### DATA SHOWN
_ _ _ _ _

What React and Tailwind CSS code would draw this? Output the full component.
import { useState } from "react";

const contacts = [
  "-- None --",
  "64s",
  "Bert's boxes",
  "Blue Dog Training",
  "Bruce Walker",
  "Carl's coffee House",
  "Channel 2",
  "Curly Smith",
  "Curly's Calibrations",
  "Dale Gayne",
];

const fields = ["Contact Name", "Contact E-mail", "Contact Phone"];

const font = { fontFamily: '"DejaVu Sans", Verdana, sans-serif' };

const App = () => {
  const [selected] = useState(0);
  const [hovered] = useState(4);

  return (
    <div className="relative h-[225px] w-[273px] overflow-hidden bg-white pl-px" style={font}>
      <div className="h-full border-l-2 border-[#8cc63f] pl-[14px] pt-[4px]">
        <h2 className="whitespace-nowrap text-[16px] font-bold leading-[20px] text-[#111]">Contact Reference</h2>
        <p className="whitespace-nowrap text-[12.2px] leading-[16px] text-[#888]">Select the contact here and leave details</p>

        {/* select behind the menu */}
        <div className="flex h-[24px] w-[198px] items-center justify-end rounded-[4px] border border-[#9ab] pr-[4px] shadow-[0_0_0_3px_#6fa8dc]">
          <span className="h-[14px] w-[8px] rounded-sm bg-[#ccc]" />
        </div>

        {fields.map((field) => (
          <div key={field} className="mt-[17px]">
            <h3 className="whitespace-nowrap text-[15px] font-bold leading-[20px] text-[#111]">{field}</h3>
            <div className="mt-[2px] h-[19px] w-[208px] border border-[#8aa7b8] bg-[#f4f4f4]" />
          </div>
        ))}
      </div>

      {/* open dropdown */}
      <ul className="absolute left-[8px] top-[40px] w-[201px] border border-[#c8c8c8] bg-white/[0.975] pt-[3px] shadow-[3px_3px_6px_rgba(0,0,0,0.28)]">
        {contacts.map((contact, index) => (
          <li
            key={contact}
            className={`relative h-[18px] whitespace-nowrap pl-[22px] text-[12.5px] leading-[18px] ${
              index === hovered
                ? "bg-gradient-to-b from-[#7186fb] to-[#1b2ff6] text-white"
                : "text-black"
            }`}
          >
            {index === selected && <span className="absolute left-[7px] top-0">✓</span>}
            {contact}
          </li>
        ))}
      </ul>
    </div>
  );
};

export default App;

_ _ _ _ _

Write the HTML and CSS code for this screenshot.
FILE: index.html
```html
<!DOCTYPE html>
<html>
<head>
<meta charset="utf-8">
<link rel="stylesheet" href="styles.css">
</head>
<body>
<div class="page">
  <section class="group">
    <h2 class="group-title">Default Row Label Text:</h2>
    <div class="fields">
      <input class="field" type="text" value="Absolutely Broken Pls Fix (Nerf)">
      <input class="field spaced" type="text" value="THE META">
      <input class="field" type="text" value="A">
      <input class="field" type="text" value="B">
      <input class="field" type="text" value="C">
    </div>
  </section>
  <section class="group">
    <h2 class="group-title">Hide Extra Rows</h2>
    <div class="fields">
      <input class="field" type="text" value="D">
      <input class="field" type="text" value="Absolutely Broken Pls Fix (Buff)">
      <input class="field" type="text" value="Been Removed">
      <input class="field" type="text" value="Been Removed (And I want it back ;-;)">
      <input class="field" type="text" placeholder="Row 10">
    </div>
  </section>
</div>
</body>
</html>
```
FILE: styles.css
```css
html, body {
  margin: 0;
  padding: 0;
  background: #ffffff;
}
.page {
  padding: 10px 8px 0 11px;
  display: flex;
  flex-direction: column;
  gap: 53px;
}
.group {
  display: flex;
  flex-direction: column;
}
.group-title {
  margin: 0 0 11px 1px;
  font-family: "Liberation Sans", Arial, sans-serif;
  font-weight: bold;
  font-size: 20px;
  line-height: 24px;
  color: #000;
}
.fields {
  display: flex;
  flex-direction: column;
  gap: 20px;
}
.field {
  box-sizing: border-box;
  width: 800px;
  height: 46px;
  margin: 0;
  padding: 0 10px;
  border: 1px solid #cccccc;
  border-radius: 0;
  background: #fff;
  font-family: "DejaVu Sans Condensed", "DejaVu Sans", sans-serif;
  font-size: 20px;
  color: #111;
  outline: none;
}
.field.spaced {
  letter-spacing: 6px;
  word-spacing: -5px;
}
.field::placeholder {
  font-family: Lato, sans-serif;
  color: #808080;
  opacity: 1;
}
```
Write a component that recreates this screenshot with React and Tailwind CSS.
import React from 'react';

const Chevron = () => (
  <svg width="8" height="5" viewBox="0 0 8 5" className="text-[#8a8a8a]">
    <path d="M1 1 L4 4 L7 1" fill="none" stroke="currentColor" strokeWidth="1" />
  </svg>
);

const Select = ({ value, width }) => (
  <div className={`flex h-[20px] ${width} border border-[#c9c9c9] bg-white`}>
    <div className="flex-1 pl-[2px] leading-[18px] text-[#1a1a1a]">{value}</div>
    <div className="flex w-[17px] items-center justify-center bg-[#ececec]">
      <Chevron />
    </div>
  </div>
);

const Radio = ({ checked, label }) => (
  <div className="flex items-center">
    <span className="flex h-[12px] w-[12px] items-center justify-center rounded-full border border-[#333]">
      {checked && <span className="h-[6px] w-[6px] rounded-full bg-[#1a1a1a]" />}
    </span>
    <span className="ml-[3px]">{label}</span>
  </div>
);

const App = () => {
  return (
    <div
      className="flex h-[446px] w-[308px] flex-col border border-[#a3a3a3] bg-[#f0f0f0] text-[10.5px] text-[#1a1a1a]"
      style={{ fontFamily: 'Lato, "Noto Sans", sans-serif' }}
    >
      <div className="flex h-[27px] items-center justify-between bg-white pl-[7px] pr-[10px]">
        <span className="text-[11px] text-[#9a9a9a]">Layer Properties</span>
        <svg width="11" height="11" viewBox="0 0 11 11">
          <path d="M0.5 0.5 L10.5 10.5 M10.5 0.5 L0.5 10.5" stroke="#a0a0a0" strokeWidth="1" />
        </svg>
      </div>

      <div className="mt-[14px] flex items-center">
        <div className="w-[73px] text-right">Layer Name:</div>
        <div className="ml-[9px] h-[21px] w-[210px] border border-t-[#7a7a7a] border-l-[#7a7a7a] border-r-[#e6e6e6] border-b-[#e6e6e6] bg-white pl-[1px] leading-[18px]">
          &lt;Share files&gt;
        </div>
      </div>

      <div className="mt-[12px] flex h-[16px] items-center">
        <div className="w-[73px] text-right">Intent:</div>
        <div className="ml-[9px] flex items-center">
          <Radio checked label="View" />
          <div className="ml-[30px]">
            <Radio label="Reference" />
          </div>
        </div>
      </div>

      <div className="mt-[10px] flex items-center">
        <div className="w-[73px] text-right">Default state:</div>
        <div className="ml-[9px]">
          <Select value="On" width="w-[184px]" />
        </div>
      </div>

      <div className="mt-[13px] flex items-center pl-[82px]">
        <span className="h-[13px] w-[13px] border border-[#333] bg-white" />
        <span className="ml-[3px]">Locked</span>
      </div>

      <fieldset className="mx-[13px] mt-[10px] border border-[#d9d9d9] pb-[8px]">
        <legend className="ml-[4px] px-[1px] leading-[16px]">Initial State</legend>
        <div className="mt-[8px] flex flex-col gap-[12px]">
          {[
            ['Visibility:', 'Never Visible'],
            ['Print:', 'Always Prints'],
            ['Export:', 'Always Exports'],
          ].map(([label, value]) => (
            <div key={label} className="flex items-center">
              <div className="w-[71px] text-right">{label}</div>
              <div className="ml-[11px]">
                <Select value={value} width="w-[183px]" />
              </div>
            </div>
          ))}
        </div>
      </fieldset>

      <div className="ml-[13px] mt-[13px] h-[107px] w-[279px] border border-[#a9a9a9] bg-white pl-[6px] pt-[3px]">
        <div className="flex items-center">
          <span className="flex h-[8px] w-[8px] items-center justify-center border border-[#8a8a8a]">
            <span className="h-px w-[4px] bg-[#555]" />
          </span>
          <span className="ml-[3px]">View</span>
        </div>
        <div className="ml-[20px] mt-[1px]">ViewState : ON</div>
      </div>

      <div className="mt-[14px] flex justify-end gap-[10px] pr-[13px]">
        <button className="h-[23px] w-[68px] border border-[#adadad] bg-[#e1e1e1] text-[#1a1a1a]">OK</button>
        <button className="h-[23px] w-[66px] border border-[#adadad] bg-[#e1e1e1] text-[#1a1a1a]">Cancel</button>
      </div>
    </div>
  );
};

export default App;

_ _ _ _ _

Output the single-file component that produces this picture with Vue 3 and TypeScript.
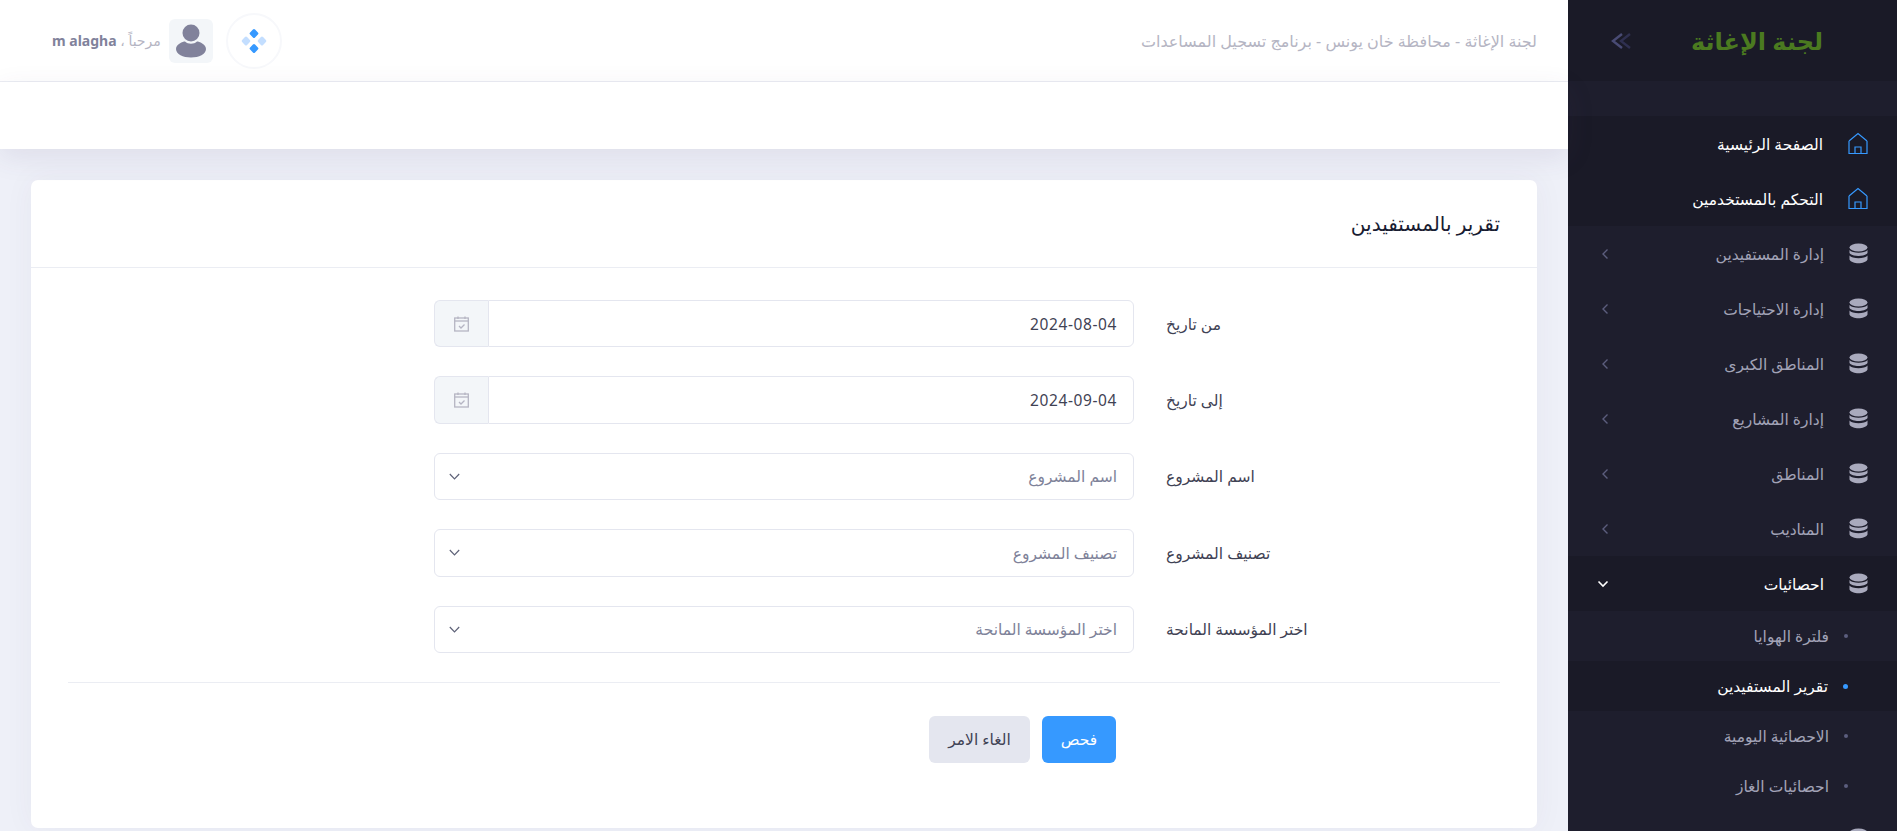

_ _ _ _ _

### THE EXERCISE
Each line that has the word "this" should be copied.

### ANSWER
What React and Tailwind CSS code would draw this? Output the full component.
Write the HTML and CSS code for this screenshot.
Write a component that recreates this screenshot with React and Tailwind CSS.
Output the single-file component that produces this picture with Vue 3 and TypeScript.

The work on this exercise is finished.